— Begin Input —
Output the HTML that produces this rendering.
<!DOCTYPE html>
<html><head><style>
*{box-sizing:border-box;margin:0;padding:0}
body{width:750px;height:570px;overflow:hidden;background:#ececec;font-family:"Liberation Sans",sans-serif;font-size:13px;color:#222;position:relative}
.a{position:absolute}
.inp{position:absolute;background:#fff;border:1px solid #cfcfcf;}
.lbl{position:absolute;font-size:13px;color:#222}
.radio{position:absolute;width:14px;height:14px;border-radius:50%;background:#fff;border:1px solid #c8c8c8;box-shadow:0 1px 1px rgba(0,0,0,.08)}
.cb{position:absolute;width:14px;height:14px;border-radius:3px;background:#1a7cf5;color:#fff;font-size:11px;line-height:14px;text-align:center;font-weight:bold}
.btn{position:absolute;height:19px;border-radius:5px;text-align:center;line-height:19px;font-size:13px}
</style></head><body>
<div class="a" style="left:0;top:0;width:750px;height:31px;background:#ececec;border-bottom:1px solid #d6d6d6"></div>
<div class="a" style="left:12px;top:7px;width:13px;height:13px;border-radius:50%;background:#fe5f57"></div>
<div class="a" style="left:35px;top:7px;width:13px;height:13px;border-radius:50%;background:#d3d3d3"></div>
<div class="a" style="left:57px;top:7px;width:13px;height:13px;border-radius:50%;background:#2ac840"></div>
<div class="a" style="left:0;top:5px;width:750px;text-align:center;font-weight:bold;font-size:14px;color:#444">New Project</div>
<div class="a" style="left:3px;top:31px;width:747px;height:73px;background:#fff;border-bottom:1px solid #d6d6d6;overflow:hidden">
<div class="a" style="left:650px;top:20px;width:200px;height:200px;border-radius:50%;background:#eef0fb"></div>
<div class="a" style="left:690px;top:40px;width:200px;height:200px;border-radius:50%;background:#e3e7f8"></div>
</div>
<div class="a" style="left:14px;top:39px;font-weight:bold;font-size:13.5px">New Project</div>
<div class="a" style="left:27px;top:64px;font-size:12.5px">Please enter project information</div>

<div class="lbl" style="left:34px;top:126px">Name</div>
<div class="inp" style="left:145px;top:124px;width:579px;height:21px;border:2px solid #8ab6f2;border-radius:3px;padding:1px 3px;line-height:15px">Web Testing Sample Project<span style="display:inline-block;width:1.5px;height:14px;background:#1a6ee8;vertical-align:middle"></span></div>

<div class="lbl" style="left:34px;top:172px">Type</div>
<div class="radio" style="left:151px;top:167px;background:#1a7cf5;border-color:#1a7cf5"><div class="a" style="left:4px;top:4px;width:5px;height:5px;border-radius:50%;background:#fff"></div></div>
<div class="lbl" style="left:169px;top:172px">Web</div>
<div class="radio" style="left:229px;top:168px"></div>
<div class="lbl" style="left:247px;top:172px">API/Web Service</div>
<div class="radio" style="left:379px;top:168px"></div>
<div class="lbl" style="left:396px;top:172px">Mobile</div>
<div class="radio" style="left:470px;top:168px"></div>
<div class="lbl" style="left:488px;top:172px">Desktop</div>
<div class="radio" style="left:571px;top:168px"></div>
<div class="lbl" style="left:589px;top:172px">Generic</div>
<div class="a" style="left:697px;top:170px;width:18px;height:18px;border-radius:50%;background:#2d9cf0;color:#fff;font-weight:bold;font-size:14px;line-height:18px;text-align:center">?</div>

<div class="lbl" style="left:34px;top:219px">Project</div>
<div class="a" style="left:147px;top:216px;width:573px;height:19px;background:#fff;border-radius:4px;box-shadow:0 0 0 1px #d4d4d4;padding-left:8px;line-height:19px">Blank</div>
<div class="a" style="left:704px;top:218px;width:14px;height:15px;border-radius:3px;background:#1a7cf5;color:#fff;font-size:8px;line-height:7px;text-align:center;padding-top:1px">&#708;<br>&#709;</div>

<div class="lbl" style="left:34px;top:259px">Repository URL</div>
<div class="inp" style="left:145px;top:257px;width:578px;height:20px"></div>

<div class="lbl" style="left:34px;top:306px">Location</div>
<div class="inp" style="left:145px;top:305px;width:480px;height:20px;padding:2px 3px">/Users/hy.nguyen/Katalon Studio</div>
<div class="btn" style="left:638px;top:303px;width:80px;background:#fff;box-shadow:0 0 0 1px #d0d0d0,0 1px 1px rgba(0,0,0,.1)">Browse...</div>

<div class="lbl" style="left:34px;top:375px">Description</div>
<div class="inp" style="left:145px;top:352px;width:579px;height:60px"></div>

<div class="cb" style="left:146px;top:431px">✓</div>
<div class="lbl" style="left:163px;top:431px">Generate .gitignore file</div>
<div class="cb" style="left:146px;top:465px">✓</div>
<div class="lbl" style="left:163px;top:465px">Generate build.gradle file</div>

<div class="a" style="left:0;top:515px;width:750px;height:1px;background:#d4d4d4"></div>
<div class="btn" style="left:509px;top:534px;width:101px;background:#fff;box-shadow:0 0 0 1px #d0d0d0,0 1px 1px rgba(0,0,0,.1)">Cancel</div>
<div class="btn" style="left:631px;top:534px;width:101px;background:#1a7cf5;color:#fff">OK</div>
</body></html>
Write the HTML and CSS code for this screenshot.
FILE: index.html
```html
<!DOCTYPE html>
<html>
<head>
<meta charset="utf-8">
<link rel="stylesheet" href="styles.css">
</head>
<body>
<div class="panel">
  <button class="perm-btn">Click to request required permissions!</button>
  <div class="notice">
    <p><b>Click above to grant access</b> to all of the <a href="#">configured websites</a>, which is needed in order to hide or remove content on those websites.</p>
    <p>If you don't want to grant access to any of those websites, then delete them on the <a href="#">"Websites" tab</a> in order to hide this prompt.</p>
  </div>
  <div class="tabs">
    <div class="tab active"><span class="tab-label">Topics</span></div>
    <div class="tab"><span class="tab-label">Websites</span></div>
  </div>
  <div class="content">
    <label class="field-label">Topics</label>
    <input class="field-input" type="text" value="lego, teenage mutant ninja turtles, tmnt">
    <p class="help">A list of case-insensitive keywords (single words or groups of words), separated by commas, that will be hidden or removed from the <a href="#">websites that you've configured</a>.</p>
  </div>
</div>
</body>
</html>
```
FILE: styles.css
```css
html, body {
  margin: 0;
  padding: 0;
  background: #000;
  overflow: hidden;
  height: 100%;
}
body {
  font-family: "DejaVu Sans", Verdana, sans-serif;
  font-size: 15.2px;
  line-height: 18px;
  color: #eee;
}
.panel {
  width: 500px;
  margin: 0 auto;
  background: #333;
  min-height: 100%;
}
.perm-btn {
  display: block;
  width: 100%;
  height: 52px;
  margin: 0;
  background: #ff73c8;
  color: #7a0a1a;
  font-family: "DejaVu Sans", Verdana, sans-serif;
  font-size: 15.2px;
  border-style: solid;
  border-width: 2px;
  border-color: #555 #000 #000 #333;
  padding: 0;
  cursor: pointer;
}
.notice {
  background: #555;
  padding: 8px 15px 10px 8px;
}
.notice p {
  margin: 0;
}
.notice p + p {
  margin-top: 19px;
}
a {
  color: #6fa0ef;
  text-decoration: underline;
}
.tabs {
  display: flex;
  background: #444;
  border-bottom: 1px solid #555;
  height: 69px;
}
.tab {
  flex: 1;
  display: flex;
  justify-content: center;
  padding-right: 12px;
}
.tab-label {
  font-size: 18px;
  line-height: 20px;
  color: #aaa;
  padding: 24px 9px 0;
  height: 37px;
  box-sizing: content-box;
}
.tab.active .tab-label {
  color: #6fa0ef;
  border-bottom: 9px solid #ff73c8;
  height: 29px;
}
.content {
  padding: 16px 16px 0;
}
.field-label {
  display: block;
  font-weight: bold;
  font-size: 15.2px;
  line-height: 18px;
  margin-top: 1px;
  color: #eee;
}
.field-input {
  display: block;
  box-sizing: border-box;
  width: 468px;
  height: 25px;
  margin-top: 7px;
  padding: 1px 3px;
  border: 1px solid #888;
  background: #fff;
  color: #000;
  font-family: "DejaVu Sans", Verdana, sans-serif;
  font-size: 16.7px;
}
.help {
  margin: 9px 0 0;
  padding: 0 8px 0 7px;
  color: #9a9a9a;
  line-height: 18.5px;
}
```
— End Input —
◆ **Written task**:
Your answer should be a single number: the count of lines in the data that include the word "this".

◆ **Task solution**:
3